Creator Economics and Royalties
The promise of automatic royalty payments on secondary sales attracted many artists to NFT platforms. Smart contracts can encode percentage payments to original creators whenever their work resells, addressing the historical injustice of artists receiving no benefit when their work appreciates in value after initial sale. This capability has transformative potential for creator economics across cultural industries.
However, implementation has faced challenges. Some marketplaces have made royalty payments optional to compete on fees, undermining the guaranteed income stream that attracted artists initially. Enforcement across multiple platforms and chains remains technically complex. The theoretical benefits of programmable royalties have not yet been fully realized in practice.
The Collector Experience
NFT collecting differs fundamentally from acquiring physical art. Display requires screens rather than walls, though digital frames and virtual galleries have emerged as solutions. Storage depends on wallet security and blockchain persistence rather than physical conservation. The social experience of collecting occurs online through communities rather than at gallery openings or art fairs.
These differences attract collectors valuing digital native experiences over physical possession. The ability to instantly verify authenticity, display collections globally, and connect with creator communities provides distinct pleasures from traditional collecting. However, the intangible nature of ownership challenges collectors seeking material relationship with acquired works.

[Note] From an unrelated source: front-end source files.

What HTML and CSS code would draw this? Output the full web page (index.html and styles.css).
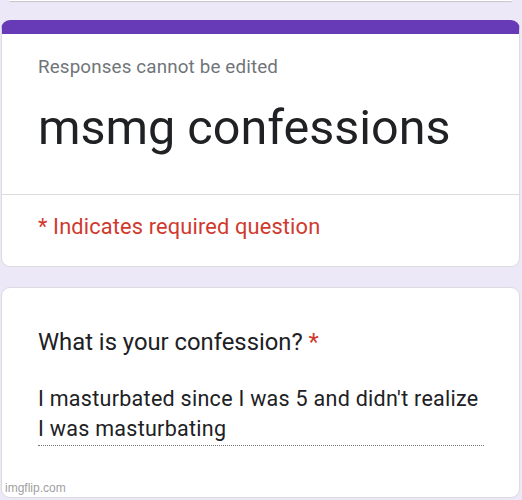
FILE: index.html
```html
<!DOCTYPE html>
<html lang="en">
<head>
    <meta charset="UTF-8">
    <title>msmg confessions</title>
    <link rel="stylesheet" href="styles.css">
</head>
<body>
    <div class="prev-card"></div>

    <div class="card header-card">
        <div class="header-top">
            <div class="note">Responses cannot be edited</div>
            <h1 class="title">msmg confessions</h1>
        </div>
        <div class="required-note">* Indicates required question</div>
    </div>

    <div class="card question-card">
        <div class="question">What is your confession? <span class="star">*</span></div>
        <div class="answer">I masturbated since I was 5 and didn't realize I was masturbating</div>
        <div class="watermark">imgflip.com</div>
    </div>
</body>
</html>
```

FILE: styles.css
```css
* {
    box-sizing: border-box;
}
body {
    margin: 0;
    padding: 0 2px 0 1px;
    background-color: #ede8f7;
    font-family: Roboto, "Liberation Sans", sans-serif;
    color: #202124;
    height: 500px;
    overflow: hidden;
}
.prev-card {
    height: 1px;
    margin: 0 8px;
    background: #fff;
    box-shadow: 0 1px 1px rgba(0,0,0,0.18);
    border-radius: 0 0 6px 6px;
}
.card {
    background: white;
    border-radius: 9px;
    border: 1px solid #dadce0;
}
.header-card {
    margin-top: 19px;
    border-top: 14px solid #673ab7;
    border-color: #673ab7 #dadce0 #dadce0 #dadce0;
}
.header-top {
    padding: 22px 36px 0;
    height: 161px;
    border-bottom: 1px solid #dadce0;
}
.note {
    font-size: 18.8px;
    line-height: 22px;
    color: #70757a;
    letter-spacing: 0.15px;
}
.title {
    margin: 22px 0 0;
    font-size: 48.5px;
    font-weight: 400;
    line-height: 56px;
}
.required-note {
    padding: 18px 36px 25px;
    font-size: 21.8px;
    line-height: 28px;
    letter-spacing: 0.15px;
    color: #cf3a2e;
}
.question-card {
    margin-top: 20px;
    padding: 39px 36px 0;
    height: 211px;
    position: relative;
}
.question {
    font-size: 23.8px;
    line-height: 30px;
}
.star {
    color: #cf3a2e;
}
.answer {
    margin-top: 27px;
    width: 446px;
    font-size: 21.5px;
    line-height: 30px;
    letter-spacing: 0.28px;
    padding-bottom: 1px;
    border-bottom: 1px dotted #70757a;
}
.watermark {
    position: absolute;
    left: 3px;
    bottom: 2px;
    font-family: "Liberation Sans", Arial, sans-serif;
    font-size: 12px;
    color: #a0a0a0;
}
```
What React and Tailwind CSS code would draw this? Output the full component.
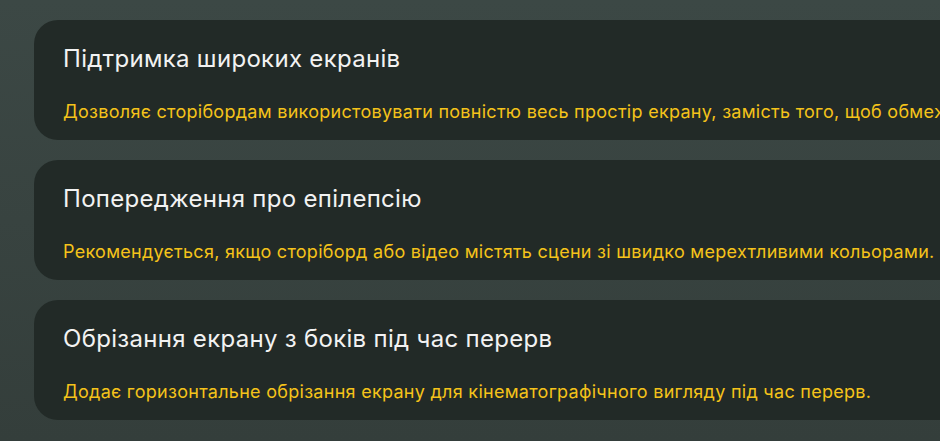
const settings = [
  {
    title: "Підтримка широких екранів",
    description:
      "Дозволяє сторібордам використовувати повністю весь простір екрану, замість того, щоб обмежуватися стандартним співвідношенням сторін.",
  },
  {
    title: "Попередження про епілепсію",
    description:
      "Рекомендується, якщо сторіборд або відео містять сцени зі швидко мерехтливими кольорами.",
  },
  {
    title: "Обрізання екрану з боків під час перерв",
    description:
      "Додає горизонтальне обрізання екрану для кінематографічного вигляду під час перерв.",
  },
];

export default function App() {
  return (
    <div
      className="h-[441px] w-[940px] overflow-hidden bg-gradient-to-b from-[#3c4845] to-[#343e3b] pl-[34px] pt-[20px]"
      style={{ fontFamily: "Inter, 'Noto Sans', sans-serif" }}
    >
      <div className="flex w-[1200px] flex-col gap-[20px]">
        {settings.map((item) => (
          <SettingCard
            key={item.title}
            title={item.title}
            description={item.description}
          />
        ))}
      </div>
    </div>
  );
}

function SettingCard({ title, description }) {
  return (
    <div className="flex h-[120px] flex-col rounded-[24px] bg-[#222a27] px-[29px] pt-[24px]">
      <h2 className="whitespace-nowrap text-[24px] leading-[30px] font-normal tracking-[0.3px] text-[#f2f2f2]">
        {title}
      </h2>
      <p className="mt-[26px] whitespace-nowrap text-[18px] leading-[24px] tracking-[0.28px] text-[#f5c31a]">
        {description}
      </p>
    </div>
  );
}
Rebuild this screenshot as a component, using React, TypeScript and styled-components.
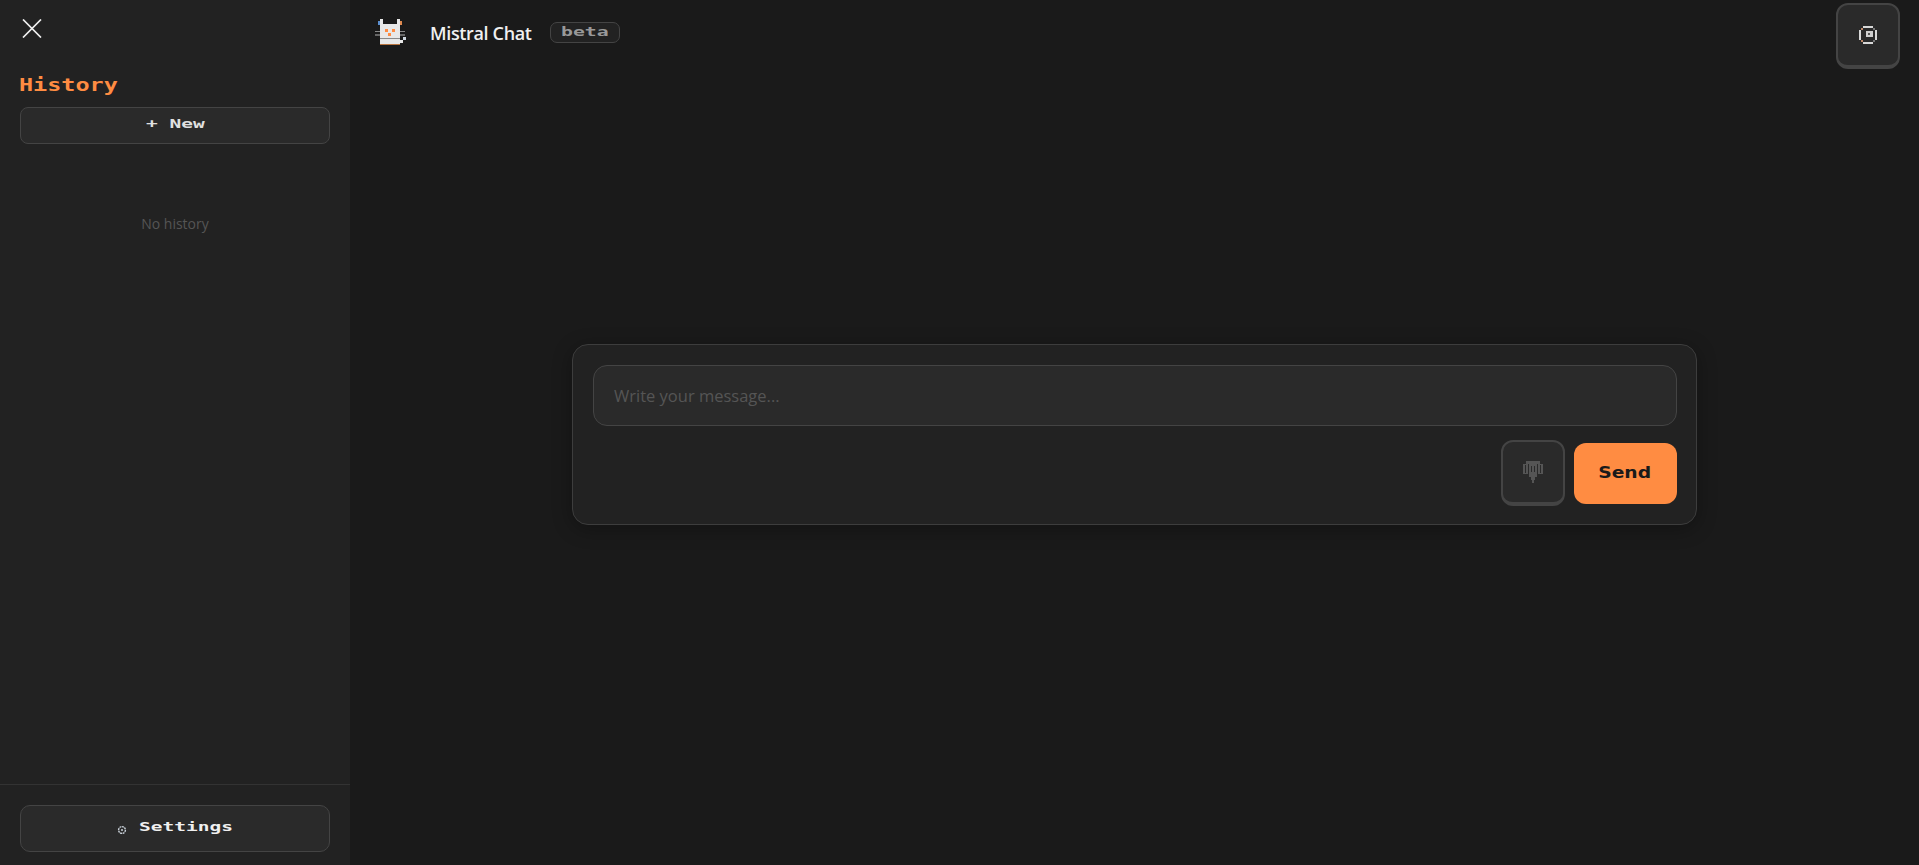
import React from 'react';
import styled, { createGlobalStyle } from 'styled-components';

const pixelFont = `"DejaVu Sans Mono", "Liberation Mono", monospace`;
const bodyFont = `"Open Sans", "Noto Sans", sans-serif`;

const GlobalStyle = createGlobalStyle`
  html, body {
    margin: 0;
    height: 100%;
    background: #1a1a1a;
  }
  * {
    box-sizing: border-box;
  }
`;

const Shell = styled.div`
  display: flex;
  width: 100%;
  height: 865px;
  overflow: hidden;
  font-family: ${bodyFont};
`;

const Sidebar = styled.aside`
  width: 350px;
  flex-shrink: 0;
  display: flex;
  flex-direction: column;
  background: #222222;
`;

const SidebarTop = styled.div`
  flex: 1;
  padding: 19px 20px 0;
  display: flex;
  flex-direction: column;
`;

const CloseButton = styled.button`
  width: 22px;
  height: 19px;
  margin-bottom: 36px;
  padding: 0;
  border: none;
  background: none;
  color: #f0f0f0;
  display: block;
`;

// wide bitmap-style lettering: a mono face stretched sideways
const PixelText = styled.span<{ $size: number; $stretch: number; $chars: number }>`
  display: inline-block;
  font-family: ${pixelFont};
  font-weight: 700;
  font-size: ${(p) => p.$size}px;
  transform: scaleX(${(p) => p.$stretch});
  transform-origin: left center;
  margin-right: calc(${(p) => p.$chars}ch * ${(p) => p.$stretch - 1});
  white-space: pre;
`;

const HistoryTitle = styled.h2`
  margin: 0 0 11px -1px;
  font-size: 17px;
  line-height: 22px;
  font-weight: 700;
  color: #ff8c42;
`;

const SideButton = styled.button<{ $tall?: boolean }>`
  width: 100%;
  height: ${(p) => (p.$tall ? '47px' : '37px')};
  display: flex;
  align-items: center;
  justify-content: center;
  gap: ${(p) => (p.$tall ? '12px' : '0')};
  background: #2a2a2a;
  border: 1px solid #444444;
  border-radius: ${(p) => (p.$tall ? '10px' : '8px')};
  color: ${(p) => (p.$tall ? '#f0f0f0' : '#e0e0e0')};
  padding: 0 0 4px;
`;

const EmptyNote = styled.p`
  margin: 70px 0 0;
  text-align: center;
  font-size: 14px;
  line-height: 20px;
  color: #555555;
`;

const SidebarBottom = styled.div`
  border-top: 1px solid #333333;
  padding: 20px 20px 13px;
`;

const Main = styled.main`
  flex: 1;
  display: flex;
  flex-direction: column;
  min-width: 0;
`;

const Header = styled.header`
  height: 69px;
  padding: 3px 19px 0 25px;
  display: flex;
  align-items: flex-start;
  justify-content: space-between;
`;

const Brand = styled.div`
  display: flex;
  align-items: center;
  height: 58px;
`;

const AppTitle = styled.h1`
  margin: 0 18px 0 24px;
  font-size: 18px;
  line-height: 24px;
  font-weight: 600;
  letter-spacing: -0.35px;
  color: #f0f0f0;
  position: relative;
  top: 1px;
`;

const BetaBadge = styled.span`
  width: 70px;
  height: 21px;
  display: flex;
  align-items: center;
  justify-content: center;
  border: 1px solid #444444;
  border-radius: 7px;
  background: #222222;
  color: #999999;
  padding-bottom: 1px;
`;

const KeyButton = styled.button`
  width: 64px;
  height: 66px;
  flex-shrink: 0;
  display: flex;
  align-items: center;
  justify-content: center;
  padding: 0;
  background: #2a2a2a;
  border: 2px solid #444444;
  border-bottom-width: 4px;
  border-radius: 12px;
`;

const Stage = styled.div`
  flex: 1;
  display: flex;
  align-items: center;
  justify-content: center;
  padding-bottom: 65px;
`;

const Composer = styled.form`
  width: 1125px;
  height: 181px;
  padding: 20px 19px 0 20px;
  display: flex;
  flex-direction: column;
  background: #222222;
  border: 1px solid #3d3d3d;
  border-radius: 16px;
  box-shadow: 0 4px 20px rgba(0, 0, 0, 0.3);
`;

const MessageInput = styled.input`
  width: 100%;
  height: 61px;
  flex-shrink: 0;
  padding: 0 20px;
  background: #2a2a2a;
  border: 1px solid #444444;
  border-radius: 14px;
  color: #f0f0f0;
  font-family: ${bodyFont};
  font-size: 16.5px;
  outline: none;

  &::placeholder {
    color: #555555;
    opacity: 1;
  }
`;

const Actions = styled.div`
  margin-top: 14px;
  display: flex;
  align-items: flex-start;
  justify-content: flex-end;
  gap: 9px;
`;

const SendButton = styled.button`
  width: 103px;
  height: 61px;
  margin-top: 3px;
  background: #ff8c42;
  border: none;
  border-radius: 12px;
  color: #1a1a1a;
  padding: 0 2px 2px 0;
`;

const SendLabel = styled.span`
  display: inline-block;
  font-family: "DejaVu Sans", sans-serif;
  font-weight: 700;
  font-size: 16px;
  transform: scaleX(1.17);
`;

function CatLogo() {
  const white = '#e8e8e8';
  return (
    <svg width="31" height="26" viewBox="0 0 31 26" shapeRendering="crispEdges" aria-hidden="true">
      <rect x="3" y="2" width="2" height="4" fill="#5b8fd0" />
      <rect x="5" y="0" width="3" height="6" fill={white} />
      <rect x="22" y="0" width="3" height="6" fill={white} />
      <rect x="25" y="2" width="2" height="4" fill="#e08a50" />
      <rect x="5" y="5" width="20" height="21" fill={white} />
      <rect x="5" y="25" width="20" height="1" fill="#b8743f" />
      <rect x="10" y="10" width="3" height="3" fill="#ff8c42" />
      <rect x="17" y="10" width="3" height="3" fill="#ff8c42" />
      <rect x="13" y="14" width="3" height="3" fill="#ff8c42" />
      <rect x="5" y="19" width="20" height="1" fill="#8a8a8a" />
      <rect x="0" y="12" width="5" height="1" fill="#888888" />
      <rect x="0" y="15" width="5" height="2" fill="#666666" />
      <rect x="25" y="12" width="5" height="1" fill="#888888" />
      <rect x="25" y="15" width="5" height="2" fill="#666666" />
      <rect x="22" y="21" width="6" height="3" fill={white} />
      <rect x="28" y="18" width="3" height="3" fill="#cfd8e0" />
    </svg>
  );
}

function TimerGlyph() {
  return (
    <svg width="18" height="18" viewBox="0 0 18 18" shapeRendering="crispEdges" aria-hidden="true">
      <rect x="4" y="0" width="10" height="2" fill="#d8d8d8" />
      <rect x="4" y="16" width="10" height="2" fill="#d8d8d8" />
      <rect x="0" y="4" width="2" height="10" fill="#d8d8d8" />
      <rect x="16" y="4" width="2" height="10" fill="#d8d8d8" />
      <rect x="2" y="2" width="2" height="2" fill="#c08a6a" />
      <rect x="2" y="14" width="2" height="2" fill="#c08a6a" />
      <rect x="14" y="2" width="2" height="2" fill="#777777" />
      <rect x="14" y="14" width="2" height="2" fill="#777777" />
      <rect x="7" y="5" width="7" height="6" fill="#cfcfcf" />
      <rect x="9" y="7" width="2" height="2" fill="#555555" />
    </svg>
  );
}

function MicGlyph() {
  return (
    <svg width="20" height="22" viewBox="0 0 20 22" shapeRendering="crispEdges" aria-hidden="true">
      <rect x="0" y="3" width="5" height="10" fill="#555555" />
      <rect x="15" y="3" width="5" height="10" fill="#555555" />
      <rect x="3" y="0" width="14" height="3" fill="#555555" />
      <rect x="6" y="3" width="8" height="13" fill="#555555" />
      <rect x="2" y="4" width="1" height="8" fill="#2a2a2a" />
      <rect x="17" y="4" width="1" height="8" fill="#2a2a2a" />
      <rect x="8" y="5" width="1" height="6" fill="#2a2a2a" />
      <rect x="11" y="5" width="1" height="6" fill="#2a2a2a" />
      <rect x="8" y="16" width="4" height="3" fill="#555555" />
      <rect x="9" y="19" width="2" height="3" fill="#555555" />
    </svg>
  );
}

const GearIcon = styled.svg`
  margin-top: 6px;
`;

function GearGlyph() {
  return (
    <GearIcon width="10" height="10" viewBox="0 0 10 10" fill="none" aria-hidden="true">
      <circle cx="5" cy="5" r="3.4" stroke="#c8d0d8" strokeWidth="1.4" strokeDasharray="2 0.6" />
      <circle cx="5" cy="5" r="1" fill="#c8d0d8" />
    </GearIcon>
  );
}

export default function App() {
  return (
    <Shell>
      <GlobalStyle />
      <Sidebar>
        <SidebarTop>
          <CloseButton type="button" aria-label="Close">
            <svg width="22" height="19" viewBox="0 0 22 19" fill="none" stroke="currentColor" strokeWidth="1.7">
              <path d="M3 0.5 21 18.5M21 0.5 3 18.5" />
            </svg>
          </CloseButton>
          <HistoryTitle>
            <PixelText $size={17} $stretch={1.38} $chars={7}>History</PixelText>
          </HistoryTitle>
          <SideButton type="button">
            <PixelText $size={13} $stretch={1.5} $chars={5}>+ New</PixelText>
          </SideButton>
          <EmptyNote>No history</EmptyNote>
        </SidebarTop>
        <SidebarBottom>
          <SideButton type="button" $tall>
            <GearGlyph />
            <PixelText $size={13} $stretch={1.5} $chars={8}>Settings</PixelText>
          </SideButton>
        </SidebarBottom>
      </Sidebar>
      <Main>
        <Header>
          <Brand>
            <CatLogo />
            <AppTitle>Mistral Chat</AppTitle>
            <BetaBadge>
              <PixelText $size={12} $stretch={1.65} $chars={4}>beta</PixelText>
            </BetaBadge>
          </Brand>
          <KeyButton type="button" aria-label="Timer">
            <TimerGlyph />
          </KeyButton>
        </Header>
        <Stage>
          <Composer onSubmit={(e) => e.preventDefault()}>
            <MessageInput placeholder="Write your message..." />
            <Actions>
              <KeyButton type="button" aria-label="Voice">
                <MicGlyph />
              </KeyButton>
              <SendButton type="submit">
                <SendLabel>Send</SendLabel>
              </SendButton>
            </Actions>
          </Composer>
        </Stage>
      </Main>
    </Shell>
  );
}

Legal and Regulatory Frameworks
The legal status of NFTs remains uncertain across jurisdictions. Intellectual property questions about what token ownership conveys, consumer protection in speculative markets, tax treatment of cryptocurrency transactions, and securities regulation for fractionalized ownership all require clarification. This regulatory uncertainty creates risk for participants while enabling innovation unfettered by established frameworks.
Courts have begun addressing NFT-related disputes, gradually establishing precedents that will shape the field’s development. Artists have pursued legal action against unauthorized tokenization of their work. Collectors have challenged fraudulent projects and marketplace failures. These cases will determine how existing legal frameworks apply to blockchain-based assets.
Future Trajectories
The NFT landscape continues evolving rapidly as technology matures and markets stabilize. Integration with metaverse platforms promises persistent virtual environments where NFTs function as identity markers, property records, and social signaling devices. Interoperability between blockchain networks may reduce fragmentation while creating new technical challenges. Mainstream adoption depends on reducing friction in user experience and addressing environmental and regulatory concerns.
The fundamental innovation, verifiable digital scarcity enabling ownership claims over previously infinitely reproducible content, will likely persist regardless of specific market conditions. How this capability ultimately transforms creative industries, art markets, and cultural production depends on choices made by technologists, creators, collectors, and regulators in coming years. The NFT phenomenon represents not conclusion but beginning of ongoing transformation in how digital culture achieves and maintains value.